Firewalls have the following limitations when configured in a chassis cluster:

Chassis Cluster

  • Group VPN is not supported.

  • In chassis cluster deployments, flow monitoring supports version 5 and version 8, while version 9 is not supported.

  • When aFirewall operates in chassis cluster mode and encounters an IA-chip access issue on an SPC or an I/O Card (IOC), a minor FPC alarm is raised to initiate redundancy group failover.

Flow and Processing

  • If you use packet capture on reth interfaces, two files are created, one for ingress packets and the other for egress packets based on the reth interface name. These files can be merged outside of the device using tools such as Wireshark or Mergecap.

  • If you use port mirroring on reth interfaces, the reth interface cannot be configured as the output interface. You must use a physical interface as the output interface. If you configure the reth interface as an output interface using the set forwarding-options port-mirroring family inet output command, the following error message is displayed.

    Port-mirroring configuration error. Interface type in reth1.0 is not valid for port-mirroring or next-hop-group config

  • While operating in chassis cluster mode, a Firewall that encounters an IA-chip (the IA-chip is a component of Juniper SPC1 and IOC1) access issue. It raises a minor FPC alarm to trigger redundancy group failover.

  • In a chassis cluster deployment, configuring two logical systems increases the the scaling limit to over 13,000, which is close to the standard maximum of 15,000, and results in a convergence time of approximately five minutes . This issue occurs because multicast route learning takes more time when the number of routes is increased.

Interfaces

  • On the lsq-0/0/0 interface, Link services MLPPP, MLFR, and CRTP are not supported.

  • On the lt-0/0/0 interface, CoS for RPM is not supported.

  • The 3G dialer interface is not supported.

  • Queuing on the ae interface is not supported.

Layer 2 Switching

During Firewall failover, access points connected to the Layer 2 switch reboot, causing all wireless clients lose connectivity for approximately four to six minutes.

MIBs

  • The Chassis Cluster MIB is not supported.

IPv6

  • Redundancy group IP address monitoring is not supported for IPv6 destinations.

MIBs

  • The Chassis Cluster MIB is not supported.

Nonstop Active Routing (NSR)

  • NSR can preserve interface and kernel information and saves routing protocol information by running the routing protocol process (RPD) on the backup Routing Engine.
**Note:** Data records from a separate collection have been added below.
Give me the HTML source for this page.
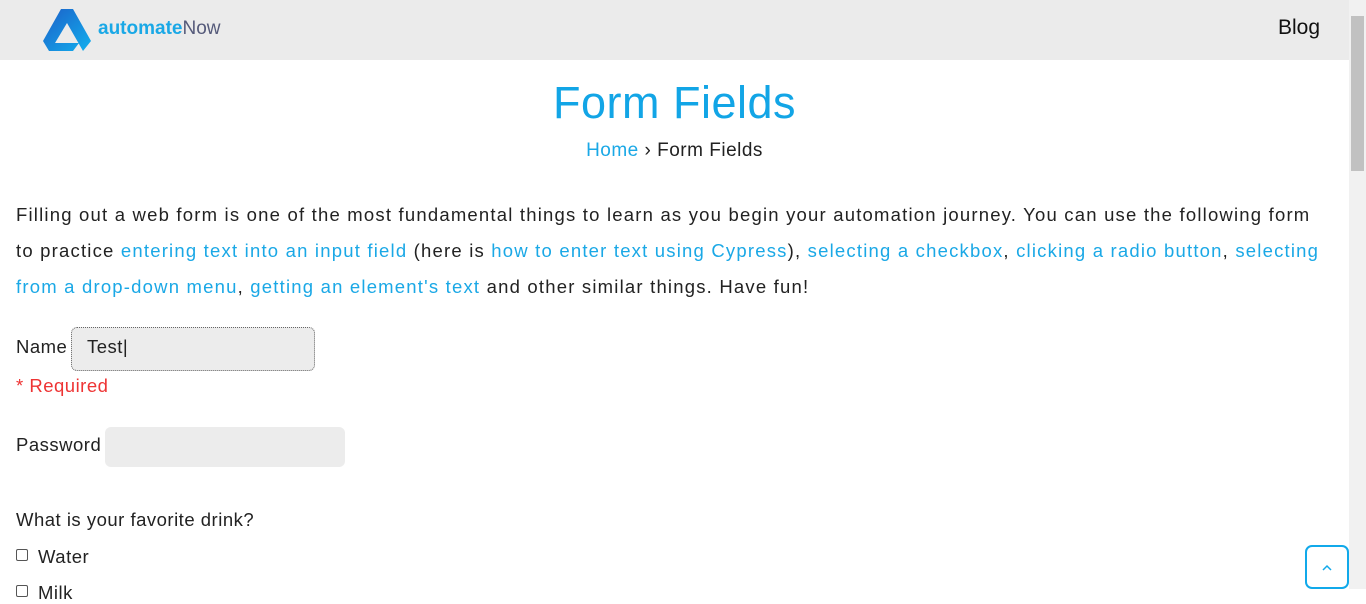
<!DOCTYPE html>
<html><head><style>
body{margin:0;width:1366px;height:589px;overflow:hidden;background:#fff;font-family:"Liberation Sans",sans-serif;color:#222;position:relative}
.hdr{position:absolute;left:0;top:0;width:1349px;height:60px;background:#ebebeb}
.logo{position:absolute;left:43px;top:9px}
.brand{position:absolute;left:98px;top:18px;font-size:19px;color:#555a7a}
.brand b{color:#1aa8e6}
.blog{position:absolute;left:1278px;top:16px;font-size:21px;color:#111}
.sb{position:absolute;left:1349px;top:0;width:17px;height:589px;background:#f1f1f1}
.thumb{position:absolute;left:1351px;top:16px;width:13px;height:155px;background:#c1c1c1}
h1{position:absolute;left:0;width:1349px;top:77px;margin:0;text-align:center;font-weight:normal;font-size:45px;color:#12a5e6;letter-spacing:.5px}
.bc{position:absolute;left:0;width:1349px;top:140px;text-align:center;font-size:19px;letter-spacing:.5px}
a{color:#1aa8e6;text-decoration:none}
.p{position:absolute;left:16px;top:197px;font-size:18.5px;line-height:36px;letter-spacing:1.2px;white-space:nowrap}
.lbl{position:absolute;font-size:18.5px;letter-spacing:.5px}
.in{position:absolute;background:#ececec;border-radius:6px}
.cb{position:absolute;left:16px;width:10px;height:10px;border:1px solid #555;border-radius:2px;background:#fff}
.top{position:absolute;left:1305px;top:545px;width:40px;height:40px;border:2px solid #11a9ea;border-radius:7px;background:#fff}
</style></head><body>
<div class="hdr">
<svg class="logo" width="48" height="42" viewBox="0 0 48 42"><defs><linearGradient id="g" x1="0" y1="0" x2="1" y2="1"><stop offset="0" stop-color="#1c5fc8"/><stop offset="1" stop-color="#12b0ee"/></linearGradient></defs><polygon points="18,0 30,0 48,32 40,42 24,14 12,34 36,34 30,42 6,42 0,32" fill="url(#g)"/></svg>
<div class="brand"><b>automate</b>Now</div>
<div class="blog">Blog</div>
</div>
<div class="sb"></div><div class="thumb"></div>
<h1>Form Fields</h1>
<div class="bc"><a>Home</a> › Form Fields</div>
<div class="p">Filling out a web form is one of the most fundamental things to learn as you begin your automation journey. You can use the following form<br>to practice <a>entering text into an input field</a> (here is <a>how to enter text using Cypress</a>), <a>selecting a checkbox</a>, <a>clicking a radio button</a>, <a>selecting</a><br><a>from a drop-down menu</a>, <a>getting an element's text</a> and other similar things. Have fun!</div>
<div class="lbl" style="left:16px;top:336px">Name</div>
<div class="in" style="left:71px;top:327px;width:244px;height:44px;border:1px dotted #666;box-sizing:border-box"></div>
<div class="lbl" style="left:87px;top:336px">Test|</div>
<div class="lbl" style="left:16px;top:375px;color:#e33">* Required</div>
<div class="lbl" style="left:16px;top:434px">Password</div>
<div class="in" style="left:105px;top:427px;width:240px;height:40px"></div>
<div class="lbl" style="left:16px;top:509px">What is your favorite drink?</div>
<div class="cb" style="top:549px"></div><div class="lbl" style="left:38px;top:546px">Water</div>
<div class="cb" style="top:585px"></div><div class="lbl" style="left:38px;top:582px">Milk</div>
<div class="top"><svg width="40" height="40"><polyline points="16,23 20,19 24,23" fill="none" stroke="#11a9ea" stroke-width="1.5"/></svg></div>
</body></html>
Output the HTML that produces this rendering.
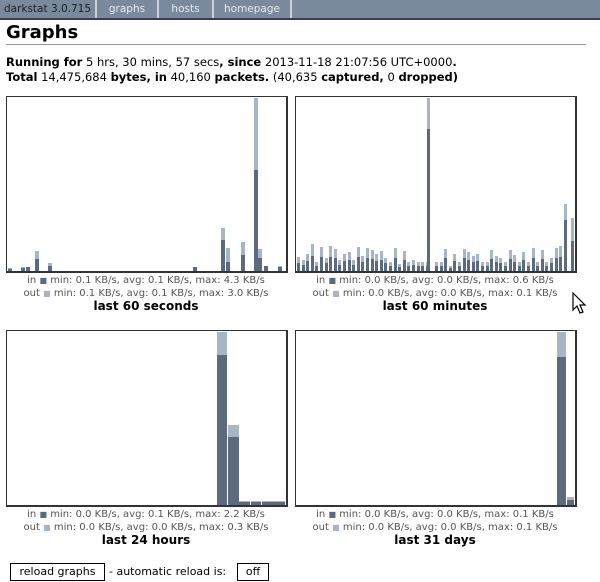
<!DOCTYPE html>
<html><head><meta charset="utf-8"><style>
*{margin:0;padding:0}
body{width:600px;height:582px;background:#fff;font-family:"DejaVu Sans","Liberation Sans",sans-serif;position:relative;overflow:hidden;color:#000}
.nav{position:absolute;left:0;top:0;width:600px;height:18px;background:#788a9c;border-bottom:2px solid #3a4048}
.tab{position:absolute;top:0;height:18px;font-size:10.5px;line-height:18px;text-align:center;color:#e6ecf2;border-right:2px solid #c8d0d8}
h1{position:absolute;left:6px;top:22px;font-size:18px;font-weight:bold;font-family:"DejaVu Sans",sans-serif}
.hr{position:absolute;left:6px;top:44px;width:580px;height:1px;background:#999}
.t{position:absolute;left:6px;font-size:11.5px;white-space:nowrap}
.box{position:absolute;border:1px solid #333;border-width:1px 2px 2px 1px;background:#fff;overflow:hidden}
.b{position:absolute}
.lg{position:absolute;font-size:10px;color:#555;white-space:nowrap;text-align:center;width:290px}
.lg i{font-style:normal;font-size:8px;color:#5b6b7d}
.lg i.o{color:#a7b6c7}
.ti{position:absolute;font-size:12px;font-weight:bold;text-align:center;width:290px}
.btn{position:absolute;top:563px;height:16px;border:1px solid #000;font-size:11px;line-height:16px;text-align:center}
</style></head><body>
<div class="nav">
<div class="tab" style="left:0;width:95px;color:#1a1f25">darkstat 3.0.715</div>
<div class="tab" style="left:97px;width:60px">graphs</div>
<div class="tab" style="left:159px;width:53px">hosts</div>
<div class="tab" style="left:214px;width:76px">homepage</div>
<div class="tab" style="left:292px;width:308px;border-right:none;border-left:0"></div>
</div>
<h1>Graphs</h1>
<div class="hr"></div>
<div class="t" style="top:55px"><b>Running for</b> 5 hrs, 30 mins, 57 secs<b>, since</b> 2013-11-18 21:07:56 UTC+0000<b>.</b></div>
<div class="t" style="top:70px"><b>Total</b> 14,475,684 <b>bytes, in</b> 40,160 <b>packets.</b> (40,635 <b>captured,</b> 0 <b>dropped)</b></div>

<div class="box" id="g1" style="left:6px;top:96px;width:279px;height:174px"></div>
<div class="box" id="g2" style="left:295px;top:96px;width:279px;height:174px"></div>
<div class="box" id="g3" style="left:6px;top:330px;width:279px;height:174px"></div>
<div class="box" id="g4" style="left:295px;top:330px;width:279px;height:174px"></div>

<div class="lg" style="left:1px;top:275px">in <i>■</i> min: 0.1 KB/s, avg: 0.1 KB/s, max: 4.3 KB/s</div>
<div class="lg" style="left:1px;top:288px">out <i class="o">■</i> min: 0.1 KB/s, avg: 0.1 KB/s, max: 3.0 KB/s</div>
<div class="ti" style="left:1px;top:299px">last 60 seconds</div>
<div class="lg" style="left:290px;top:275px">in <i>■</i> min: 0.0 KB/s, avg: 0.0 KB/s, max: 0.6 KB/s</div>
<div class="lg" style="left:290px;top:288px">out <i class="o">■</i> min: 0.0 KB/s, avg: 0.0 KB/s, max: 0.1 KB/s</div>
<div class="ti" style="left:290px;top:299px">last 60 minutes</div>
<div class="lg" style="left:1px;top:509px">in <i>■</i> min: 0.0 KB/s, avg: 0.1 KB/s, max: 2.2 KB/s</div>
<div class="lg" style="left:1px;top:522px">out <i class="o">■</i> min: 0.0 KB/s, avg: 0.0 KB/s, max: 0.3 KB/s</div>
<div class="ti" style="left:1px;top:533px">last 24 hours</div>
<div class="lg" style="left:290px;top:509px">in <i>■</i> min: 0.0 KB/s, avg: 0.0 KB/s, max: 0.1 KB/s</div>
<div class="lg" style="left:290px;top:522px">out <i class="o">■</i> min: 0.0 KB/s, avg: 0.0 KB/s, max: 0.1 KB/s</div>
<div class="ti" style="left:290px;top:533px">last 31 days</div>

<svg style="position:absolute;left:572px;top:292px" width="16" height="24" viewBox="0 0 16 24"><path d="M1 1 L1 18 L5 14 L8 21 L11 20 L8 13 L13 13 Z" fill="#fff" stroke="#000" stroke-width="1.2"/></svg>

<div class="btn" style="left:10px;width:93px">reload graphs</div>
<div class="t" style="left:109px;top:565px;font-size:11px">- automatic reload is:</div>
<div class="btn" style="left:237px;width:30px">off</div>

<script>
function bar(id,x,w,lt,dt){var g=document.getElementById(id);var r=g.getBoundingClientRect();var ox=r.left+1,oy=r.top+1,bot=oy+174;
 var a=document.createElement('div');a.className='b';a.style.cssText='left:'+(x-ox)+'px;width:'+w+'px;top:'+(lt-oy)+'px;height:'+(bot-lt)+'px;background:#a7b6c7';g.appendChild(a);
 var d=document.createElement('div');d.className='b';d.style.cssText='left:'+(x-ox)+'px;width:'+w+'px;top:'+(dt-oy)+'px;height:'+(bot-dt)+'px;background:#5b6b7d';g.appendChild(d);}
[[8,268,269],[21,267,268],[26,267,267],[35,251,259],[48,263,266],[193,267,267],[221,228,240],[226,248,262],[241,242,255],[254,98,170],[258,249,258],[264,266,266],[278,266,267]].forEach(function(v){bar('g1',v[0],4,v[1],v[2]);});
var hs=[257,260,254,244,262,247,258,246,249,260,254,252,260,247,256,248,250,254,251,258,262,248,264,251,262,260,262,262,262,98,262,262,249,266,254,262,249,252,256,254,262,262,250,256,258,262,250,255,262,252,262,248,262,250,262,258,248,246,204,218];
for(var i=0;i<hs.length;i++){var x=297+Math.round(i*4.6);var lt=hs[i];if(i==29){bar('g2',427,3,98,129);continue;}
 var dt=i==58?220:(i==59?241:Math.min(270,Math.round(lt+(270-lt)*0.45)));if(i==59)x=571;bar('g2',x,3,lt,dt);}
bar('g3',217,10,332,355);bar('g3',228,11,425,437);bar('g3',239,11,501,502);bar('g3',251,10,501,502);bar('g3',262,23,501,502);
bar('g4',557,9,332,357);bar('g4',567,7,497,500);
</script>
</body></html>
However, most Firewalls do not support NSR yet. So on the secondary node, there is no existing RPD daemon. After RG0 failover happens, the new RG0 master will have a new RPD and need to re-negotiate with peer device.

Sampling features such as flow monitoring, packet capture, and port mirroring are supported on reth interfaces.

Platform-Specific Chassis Cluster Behavior

Use Feature Explorer to confirm platform and release support for specific features.

Use the following table to review platform-specific behaviors for your platform.

Platform

Difference

SRX Series

  • SRX5000 line of Firewalls that support chassis cluster include the following limitations:

    • You can gather screen statistics data on the primary device only.

    • Eight-queue configurations are not reflected on the chassis cluster interface.

    • An APN or an IMSI filter must be limited to 600 for each GTP profile. The number of filters is directly proportional to the number of IMSI prefix entries. For example, if one APN is configured with two IMSI prefix entries, then the number of filters is two.

  • SRX4600 and SRX5000 line of Firewalls that support chassis cluster include the following limitations:

    • In large chassis cluster configurations, if more than 1000 logical interfaces are used, the cluster heartbeat timers are recommended to be increased from the default wait time before triggering failover. In a full-capacity implementation, we recommend increasing the wait to 8 seconds by modifying heartbeat-threshold and heartbeat-interval values in the [edit chassis cluster] hierarchy.

    • The product of the heartbeat-threshold and heartbeat-interval values defines the time before failover. The default values (heartbeat-threshold of 3 beats and heartbeat-interval of 1000 milliseconds) produce a wait time of 3 seconds.

    • To change the wait time, modify the option values so that the product equals the desired setting. For example, setting the heartbeat-threshold to 8 and maintaining the default value for the heartbeat-interval (1000 milliseconds) yields a wait time of 8 seconds. Likewise, setting the heartbeat-threshold to 4 and the heartbeat-interval to 2000 milliseconds also yields a wait time of 8 seconds.

    • If the primary node running the LACP process (lacpd) undergoes a graceful or ungraceful restart, the lacpd on the new primary node might take a few seconds to start or reset interfaces and state machines to recover unexpected synchronous results. Also, during failover, when the system is processing traffic packets or internal high-priority packets (deleting sessions or reestablishing tasks), medium-priority LACP packets from the peer (switch) are pushed off in the waiting queues, causing further delay.

  • SRX320, SRX340, SRX345, SRX380, SRX550, SRX1500, SRX1600, SRX2300, SRX4120, and SRX4300 Firewalls that support chassis cluster have the following limitations:

    • The maximum number of monitoring IPs that can be configured per cluster is 64 .

    • For SRX320, SRX340, SRX345,SRX380, and SRX550 Firewalls that support chassis cluster, the reboot parameter is not available, because the devices in a cluster are automatically rebooted following an in-band cluster upgrade (ICU).

Change History Table

Feature support is determined by the platform and release you are using. Use Feature Explorer to determine if a feature is supported on your platform.

Release
Description
12.1X45
Starting with Junos OS Release 12.1X45-D10 and later, sampling features such as flow monitoring, packet capture, and port mirroring are supported on reth interfaces.